• Task instructions
Reproduce the records. Keep every word exact and include no images.
::: The data
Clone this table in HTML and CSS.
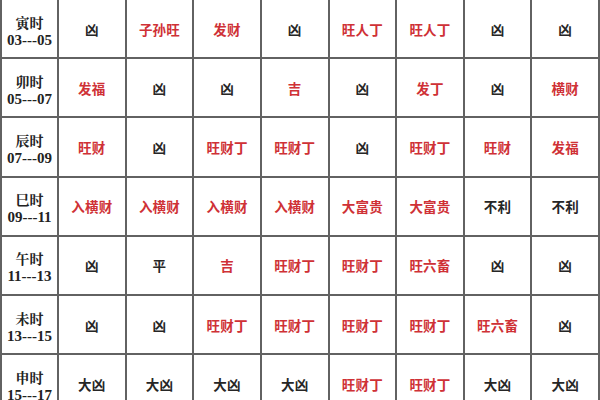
FILE: index.html
```html
<!DOCTYPE html>
<html lang="zh-CN">
<head>
<meta charset="utf-8">
<title>时辰吉凶表</title>
<link rel="stylesheet" href="styles.css">
</head>
<body>
<div class="table">
  <div class="time"><span class="zh">寅时</span><span class="num">03---05</span></div>
  <div class="cell">凶</div>
  <div class="cell red">子孙旺</div>
  <div class="cell red">发财</div>
  <div class="cell">凶</div>
  <div class="cell red">旺人丁</div>
  <div class="cell red">旺人丁</div>
  <div class="cell">凶</div>
  <div class="cell">凶</div>

  <div class="time"><span class="zh">卯时</span><span class="num">05---07</span></div>
  <div class="cell red">发福</div>
  <div class="cell">凶</div>
  <div class="cell">凶</div>
  <div class="cell red">吉</div>
  <div class="cell">凶</div>
  <div class="cell red">发丁</div>
  <div class="cell">凶</div>
  <div class="cell red">横财</div>

  <div class="time"><span class="zh">辰时</span><span class="num">07---09</span></div>
  <div class="cell red">旺财</div>
  <div class="cell">凶</div>
  <div class="cell red">旺财丁</div>
  <div class="cell red">旺财丁</div>
  <div class="cell">凶</div>
  <div class="cell red">旺财丁</div>
  <div class="cell red">旺财</div>
  <div class="cell red">发福</div>

  <div class="time"><span class="zh">巳时</span><span class="num">09---11</span></div>
  <div class="cell red">入横财</div>
  <div class="cell red">入横财</div>
  <div class="cell red">入横财</div>
  <div class="cell red">入横财</div>
  <div class="cell red">大富贵</div>
  <div class="cell red">大富贵</div>
  <div class="cell">不利</div>
  <div class="cell">不利</div>

  <div class="time"><span class="zh">午时</span><span class="num">11---13</span></div>
  <div class="cell">凶</div>
  <div class="cell">平</div>
  <div class="cell red">吉</div>
  <div class="cell red">旺财丁</div>
  <div class="cell red">旺财丁</div>
  <div class="cell red">旺六畜</div>
  <div class="cell">凶</div>
  <div class="cell">凶</div>

  <div class="time"><span class="zh">未时</span><span class="num">13---15</span></div>
  <div class="cell">凶</div>
  <div class="cell">凶</div>
  <div class="cell red">旺财丁</div>
  <div class="cell red">旺财丁</div>
  <div class="cell red">旺财丁</div>
  <div class="cell red">旺财丁</div>
  <div class="cell red">旺六畜</div>
  <div class="cell">凶</div>

  <div class="time"><span class="zh">申时</span><span class="num">15---17</span></div>
  <div class="cell">大凶</div>
  <div class="cell">大凶</div>
  <div class="cell">大凶</div>
  <div class="cell">大凶</div>
  <div class="cell red">旺财丁</div>
  <div class="cell red">旺财丁</div>
  <div class="cell">大凶</div>
  <div class="cell">大凶</div>
</div>
</body>
</html>
```

FILE: styles.css
```css
html, body {
  margin: 0;
  padding: 0;
  background: #ffffff;
  overflow: hidden;
}

.table {
  width: 600px;
  box-sizing: border-box;
  margin-top: -2px;
  padding: 2px;
  background: #626262;
  display: grid;
  grid-template-columns: 55px repeat(8, 1fr);
  grid-auto-rows: 57.2px;
  gap: 2px;
  font-family: "Noto Sans CJK SC", "Liberation Sans", sans-serif;
}

.cell,
.time {
  background: #ffffff;
  display: flex;
  align-items: center;
  justify-content: center;
}

.cell {
  font-size: 13.5px;
  font-weight: 700;
  color: #262626;
  letter-spacing: 0.2px;
}

.cell.red {
  color: #cf3136;
}

.time {
  flex-direction: column;
  color: #222222;
  font-weight: 700;
  line-height: 18px;
  padding-top: 4px;
  box-sizing: border-box;
}

.time .zh {
  font-family: "Noto Serif CJK SC", "Noto Sans CJK SC", serif;
  font-size: 14px;
}

.time .num {
  font-family: "Liberation Serif", serif;
  font-size: 15px;
}
```
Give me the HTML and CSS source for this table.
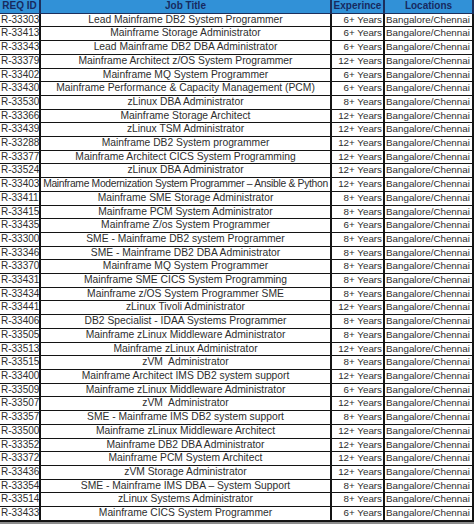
::::::
• Result for this task
Clone this table in HTML and CSS.
FILE: index.html
```html
<!DOCTYPE html>
<html lang="zh-CN">
<head>
<meta charset="utf-8">
<title>时辰吉凶表</title>
<link rel="stylesheet" href="styles.css">
</head>
<body>
<div class="table">
  <div class="time"><span class="zh">寅时</span><span class="num">03---05</span></div>
  <div class="cell">凶</div>
  <div class="cell red">子孙旺</div>
  <div class="cell red">发财</div>
  <div class="cell">凶</div>
  <div class="cell red">旺人丁</div>
  <div class="cell red">旺人丁</div>
  <div class="cell">凶</div>
  <div class="cell">凶</div>

  <div class="time"><span class="zh">卯时</span><span class="num">05---07</span></div>
  <div class="cell red">发福</div>
  <div class="cell">凶</div>
  <div class="cell">凶</div>
  <div class="cell red">吉</div>
  <div class="cell">凶</div>
  <div class="cell red">发丁</div>
  <div class="cell">凶</div>
  <div class="cell red">横财</div>

  <div class="time"><span class="zh">辰时</span><span class="num">07---09</span></div>
  <div class="cell red">旺财</div>
  <div class="cell">凶</div>
  <div class="cell red">旺财丁</div>
  <div class="cell red">旺财丁</div>
  <div class="cell">凶</div>
  <div class="cell red">旺财丁</div>
  <div class="cell red">旺财</div>
  <div class="cell red">发福</div>

  <div class="time"><span class="zh">巳时</span><span class="num">09---11</span></div>
  <div class="cell red">入横财</div>
  <div class="cell red">入横财</div>
  <div class="cell red">入横财</div>
  <div class="cell red">入横财</div>
  <div class="cell red">大富贵</div>
  <div class="cell red">大富贵</div>
  <div class="cell">不利</div>
  <div class="cell">不利</div>

  <div class="time"><span class="zh">午时</span><span class="num">11---13</span></div>
  <div class="cell">凶</div>
  <div class="cell">平</div>
  <div class="cell red">吉</div>
  <div class="cell red">旺财丁</div>
  <div class="cell red">旺财丁</div>
  <div class="cell red">旺六畜</div>
  <div class="cell">凶</div>
  <div class="cell">凶</div>

  <div class="time"><span class="zh">未时</span><span class="num">13---15</span></div>
  <div class="cell">凶</div>
  <div class="cell">凶</div>
  <div class="cell red">旺财丁</div>
  <div class="cell red">旺财丁</div>
  <div class="cell red">旺财丁</div>
  <div class="cell red">旺财丁</div>
  <div class="cell red">旺六畜</div>
  <div class="cell">凶</div>

  <div class="time"><span class="zh">申时</span><span class="num">15---17</span></div>
  <div class="cell">大凶</div>
  <div class="cell">大凶</div>
  <div class="cell">大凶</div>
  <div class="cell">大凶</div>
  <div class="cell red">旺财丁</div>
  <div class="cell red">旺财丁</div>
  <div class="cell">大凶</div>
  <div class="cell">大凶</div>
</div>
</body>
</html>
```

FILE: styles.css
```css
html, body {
  margin: 0;
  padding: 0;
  background: #ffffff;
  overflow: hidden;
}

.table {
  width: 600px;
  box-sizing: border-box;
  margin-top: -2px;
  padding: 2px;
  background: #626262;
  display: grid;
  grid-template-columns: 55px repeat(8, 1fr);
  grid-auto-rows: 57.2px;
  gap: 2px;
  font-family: "Noto Sans CJK SC", "Liberation Sans", sans-serif;
}

.cell,
.time {
  background: #ffffff;
  display: flex;
  align-items: center;
  justify-content: center;
}

.cell {
  font-size: 13.5px;
  font-weight: 700;
  color: #262626;
  letter-spacing: 0.2px;
}

.cell.red {
  color: #cf3136;
}

.time {
  flex-direction: column;
  color: #222222;
  font-weight: 700;
  line-height: 18px;
  padding-top: 4px;
  box-sizing: border-box;
}

.time .zh {
  font-family: "Noto Serif CJK SC", "Noto Sans CJK SC", serif;
  font-size: 14px;
}

.time .num {
  font-family: "Liberation Serif", serif;
  font-size: 15px;
}
```
Give me the HTML and CSS source for this table.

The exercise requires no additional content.